A partir de ese momento nacía la expansión de un imperio que hoy el planeta conoce bastante bien, a pesar de lo manipuladores y engañabobos que se han vuelto, y el poderío que emplean en ello, tecnología sofisticada y alucinante de por medio.
Desde su primer artículo la Enmienda Platt cercenó la soberanía de Cuba, al prohibirle interactuar con el mundo sin su sacrosanta aprobación, la subordinó a la invasión voraz de su capital, haciendo de Cuba un reino de entidades saqueadoras yanquis y haciéndola monoproductora, latifundista y deforestándola aún más.
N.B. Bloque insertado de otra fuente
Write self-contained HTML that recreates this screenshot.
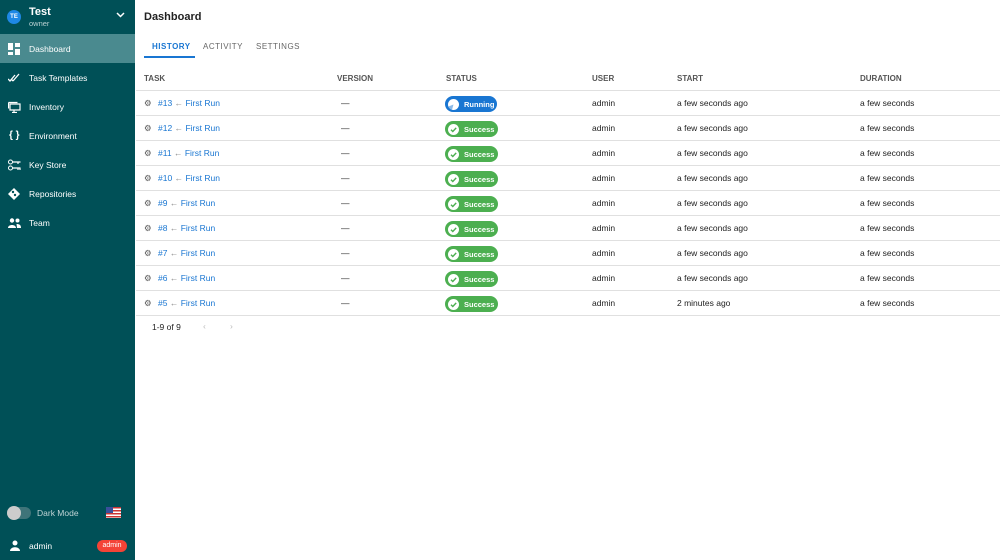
<!DOCTYPE html><html><head><style>
*{margin:0;padding:0;box-sizing:border-box}
body{width:1000px;height:560px;font-family:"Liberation Sans",sans-serif;background:#fff;position:relative;overflow:hidden;font-size:8.5px;color:#222}
.sb{position:absolute;left:0;top:0;width:135px;height:560px;background:#005057;color:#fff}
.nav{position:absolute;left:0;width:135px;height:29px;display:flex;align-items:center;font-size:8.5px}
.nav svg{position:absolute;left:8px}
.nav span{position:absolute;left:29px}
.act{background:#4a8a8f}
.abs{position:absolute}
.row{position:absolute;left:136px;right:0;height:25px;border-bottom:1px solid #e0e0e0}
.row div{position:absolute;top:7px;white-space:nowrap}
a{color:#1976d2;text-decoration:none}
.pill{position:absolute;left:445px;top:4px;height:16px;border-radius:8px;color:#fff;font-size:7.5px;font-weight:bold;display:flex;align-items:center;padding-left:19px}
.pill svg{position:absolute;left:3px;top:2.5px}
</style></head><body>
<div class="sb">
<div class="abs" style="left:7px;top:10px;width:14px;height:14px;border-radius:50%;background:#1e88e5;font-size:6px;font-weight:bold;text-align:center;line-height:14px">TE</div>
<div class="abs" style="left:29px;top:6px;font-size:11px;font-weight:bold">Test</div>
<div class="abs" style="left:29px;top:19px;font-size:7.5px;color:#b8d0d2">owner</div>
<svg class="abs" style="left:116px;top:12px" width="9" height="6"><path d="M1 1l3.5 3.5L8 1" stroke="#fff" stroke-width="1.5" fill="none"/></svg>
<div class="nav act" style="top:34px"><svg width="12" height="12"><path d="M0 0h5v7H0zM7 0h5v4H7zM7 6h5v6H7zM0 9h5v3H0z" fill="#fff"/></svg><span>Dashboard</span></div>
<div class="nav" style="top:63px"><svg width="14" height="10"><path d="M0 6l2 2 5-6M5 8l6-7M3 6l2 2" stroke="#fff" stroke-width="1.3" fill="none"/></svg><span>Task Templates</span></div>
<div class="nav" style="top:92px"><svg width="13" height="12"><path d="M2 3h10v6H2zM0.5 1.5h9M0.5 1.5v6M6 9v2M4 11.5h5" stroke="#fff" stroke-width="1.2" fill="none"/></svg><span>Inventory</span></div>
<div class="nav" style="top:121px"><span style="left:9px;font-weight:bold;font-size:10px">{ }</span><span>Environment</span></div>
<div class="nav" style="top:150px"><svg width="13" height="12"><circle cx="2.5" cy="3" r="2" stroke="#fff" fill="none"/><circle cx="2.5" cy="9" r="2" stroke="#fff" fill="none"/><path d="M4.5 3h8M10 3v2M4.5 9h8M10 9v2M12 9v2" stroke="#fff" stroke-width="1.2"/></svg><span>Key Store</span></div>
<div class="nav" style="top:179px"><svg width="12" height="12"><path d="M6 0l6 6-6 6-6-6z" fill="#fff"/><circle cx="5" cy="4" r="1.2" fill="#005057"/><circle cx="7" cy="7" r="1.2" fill="#005057"/></svg><span>Repositories</span></div>
<div class="nav" style="top:208px"><svg width="13" height="10"><circle cx="4" cy="2.5" r="2.2" fill="#fff"/><circle cx="9.5" cy="2.5" r="2" fill="#fff"/><path d="M0 10c0-4 8-4 8 0zM8.5 6c3 0 4.5 1 4.5 4H9z" fill="#fff"/></svg><span>Team</span></div>
<div class="abs" style="left:7px;top:507px;width:24px;height:12px;border-radius:6px;background:#3f7479"></div>
<div class="abs" style="left:7px;top:506px;width:14px;height:14px;border-radius:50%;background:#ccc"></div>
<div class="abs" style="left:37px;top:508px;color:#c0d4d6">Dark Mode</div>
<div class="abs" style="left:106px;top:507px;width:15px;height:11px;background:repeating-linear-gradient(#c33 0 1.5px,#fff 1.5px 3px)"><div style="width:7px;height:6px;background:#3a4f9a"></div></div>
<svg class="abs" style="left:10px;top:540px" width="10" height="11"><circle cx="5" cy="3" r="2.5" fill="#fff"/><path d="M0 11c0-5 10-5 10 0z" fill="#fff"/></svg>
<div class="abs" style="left:29px;top:541px">admin</div>
<div class="abs" style="left:97px;top:540px;width:30px;height:12px;border-radius:6px;background:#f44336;font-size:7px;text-align:center;line-height:12px">admin</div>
</div>
<div class="abs" style="left:144px;top:11px;font-size:11px;font-weight:bold">Dashboard</div>
<div class="abs" style="left:152px;top:42px;font-size:8px;letter-spacing:.5px;color:#1976d2;font-weight:bold">HISTORY</div>
<div class="abs" style="left:203px;top:42px;font-size:8px;letter-spacing:.5px;color:#666">ACTIVITY</div>
<div class="abs" style="left:256px;top:42px;font-size:8px;letter-spacing:.5px;color:#666">SETTINGS</div>
<div class="abs" style="left:144px;top:56px;width:51px;height:2px;background:#1976d2"></div>
<div class="row" style="top:66px;font-weight:bold;color:#555;font-size:8px"><div style="left:8px;top:8px">TASK</div><div style="left:201px;top:8px">VERSION</div><div style="left:310px;top:8px">STATUS</div><div style="left:456px;top:8px">USER</div><div style="left:541px;top:8px">START</div><div style="left:724px;top:8px">DURATION</div></div>
<div id="rows"></div>
<div class="abs" style="left:152px;top:322px;font-size:8.5px">1-9 of 9</div>
<div class="abs" style="left:203px;top:321px;color:#bbb">‹</div>
<div class="abs" style="left:230px;top:321px;color:#bbb">›</div>
<script>
var h='';for(var i=0;i<9;i++){var n=13-i,t=91+25*i,run=i==0;
h+='<div class="row" style="top:'+t+'px"><div style="left:8px;color:#555">⚙</div><div style="left:22px"><a>#'+n+'</a> <span style="color:#888">←</span> <a>First Run</a></div><div style="left:205px">—</div><div style="left:456px">admin</div><div style="left:541px">'+(i==8?'2 minutes ago':'a few seconds ago')+'</div><div style="left:724px">a few seconds</div></div>';
var ic=run?'<svg width="11" height="11"><circle cx="5.5" cy="5.5" r="5.5" fill="#fff"/><path d="M5.5 5.5L0.5 7.5A5.5 5.5 0 0 0 4 10.8z" fill="#1976d2" opacity=".5"/></svg>':'<svg width="11" height="11"><circle cx="5.5" cy="5.5" r="5.5" fill="#fff"/><path d="M3 5.7l1.8 1.8 3.4-3.6" stroke="#4caf50" stroke-width="1.4" fill="none"/></svg>';
h+='<div class="pill" style="top:'+(t+5)+'px;width:'+(run?52:53)+'px;background:'+(run?'#1976d2':'#4caf50')+'">'+ic+(run?'Running':'Success')+'</div>';}
document.getElementById('rows').innerHTML=h;
</script>
</body></html>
Uno de sus apartados más terribles, cuyas consecuencias todavía padecemos a pesar de su total ilegitimidad moral y jurídica, es el séptimo, que estipula el derecho de Estados Unidos a establecer bases navales en nuestro territorio. La de Guantánamo, en territorio usurpado por la fuerza, está clavada en la lista de nuestras razones de lucha y reclamos, todavía.
La Enmienda Platt fue abolida o eliminada en 1934, en parte por las consecuencias de la organización de un fuerte movimiento popular que había derribado un año antes a la sangrienta dictadura del entreguista dictador Gerardo Machado. Y también porque ya la potencia tenía bien estructurada y organizada la política de robo y control de la economía cubana, gracias al engendro.
Pero la lección que nos dio jamás ha sido olvidada por los cubanos de veras. Que lo digan los invasores, si no.